<<<<

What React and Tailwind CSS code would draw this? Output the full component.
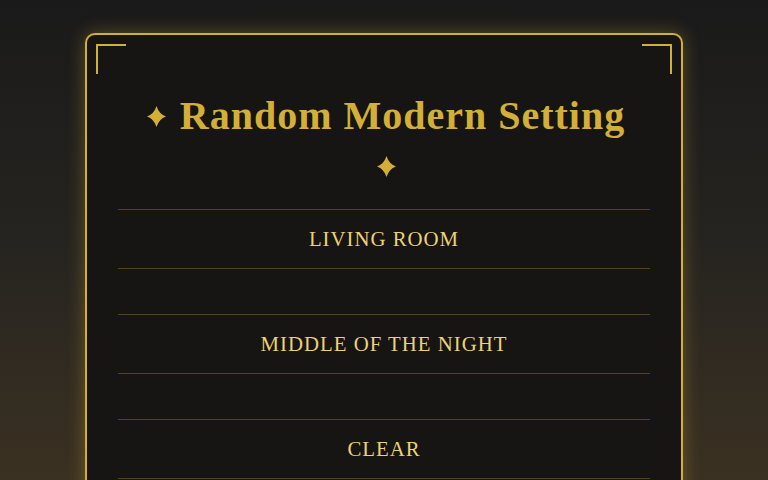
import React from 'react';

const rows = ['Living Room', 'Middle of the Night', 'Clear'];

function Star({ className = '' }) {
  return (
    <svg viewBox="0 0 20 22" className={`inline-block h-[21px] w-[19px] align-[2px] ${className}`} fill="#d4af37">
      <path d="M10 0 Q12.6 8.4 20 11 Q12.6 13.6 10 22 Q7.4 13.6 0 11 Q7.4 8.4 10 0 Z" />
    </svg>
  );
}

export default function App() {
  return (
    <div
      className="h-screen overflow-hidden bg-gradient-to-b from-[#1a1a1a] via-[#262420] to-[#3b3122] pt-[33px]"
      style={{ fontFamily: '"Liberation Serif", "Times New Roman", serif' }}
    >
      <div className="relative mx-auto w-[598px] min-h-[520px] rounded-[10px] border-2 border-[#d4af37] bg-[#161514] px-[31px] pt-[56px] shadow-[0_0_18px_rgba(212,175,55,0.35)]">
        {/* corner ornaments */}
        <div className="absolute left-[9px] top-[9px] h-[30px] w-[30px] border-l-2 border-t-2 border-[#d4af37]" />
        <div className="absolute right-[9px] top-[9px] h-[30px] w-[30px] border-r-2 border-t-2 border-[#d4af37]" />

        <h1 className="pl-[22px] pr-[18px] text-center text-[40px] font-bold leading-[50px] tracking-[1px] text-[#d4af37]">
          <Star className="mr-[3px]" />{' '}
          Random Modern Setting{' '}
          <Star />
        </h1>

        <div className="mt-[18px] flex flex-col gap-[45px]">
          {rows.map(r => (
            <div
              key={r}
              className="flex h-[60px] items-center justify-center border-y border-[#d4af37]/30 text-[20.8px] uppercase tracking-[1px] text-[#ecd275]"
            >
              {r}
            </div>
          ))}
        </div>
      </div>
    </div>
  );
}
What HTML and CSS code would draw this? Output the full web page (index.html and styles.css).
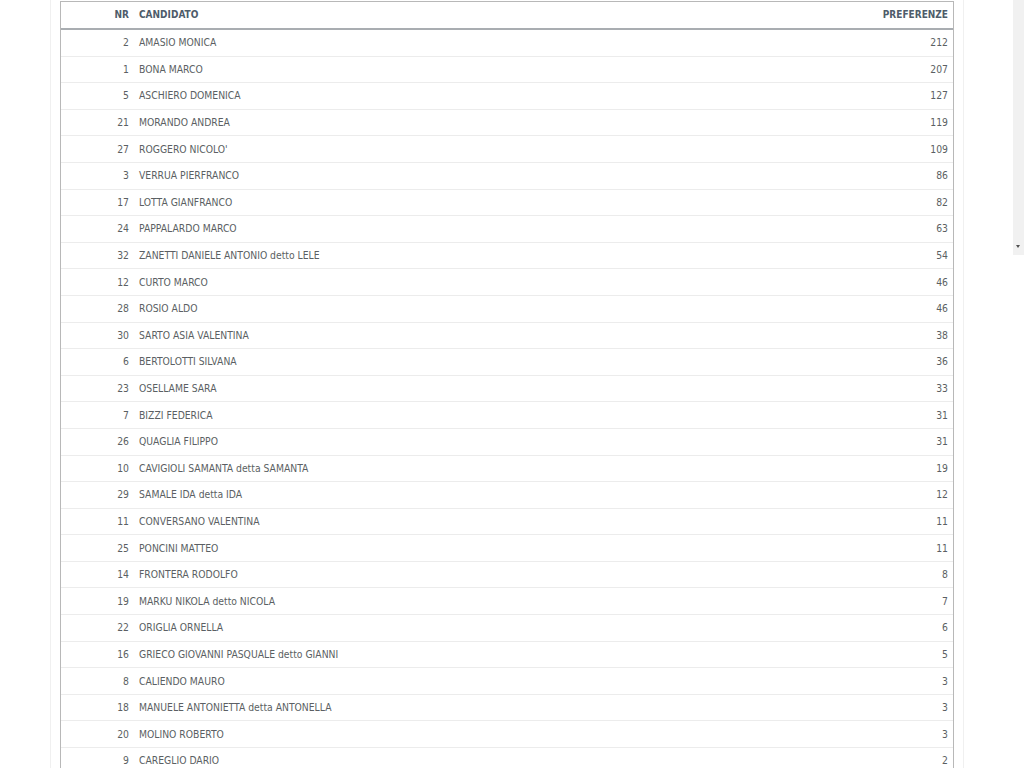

>>>>

§ **THE TASK**
Among the records above, find each line holding the string "would" and pull it out.

§ **TASK SOLUTION**
What React and Tailwind CSS code would draw this? Output the full component.
What HTML and CSS code would draw this? Output the full web page (index.html and styles.css).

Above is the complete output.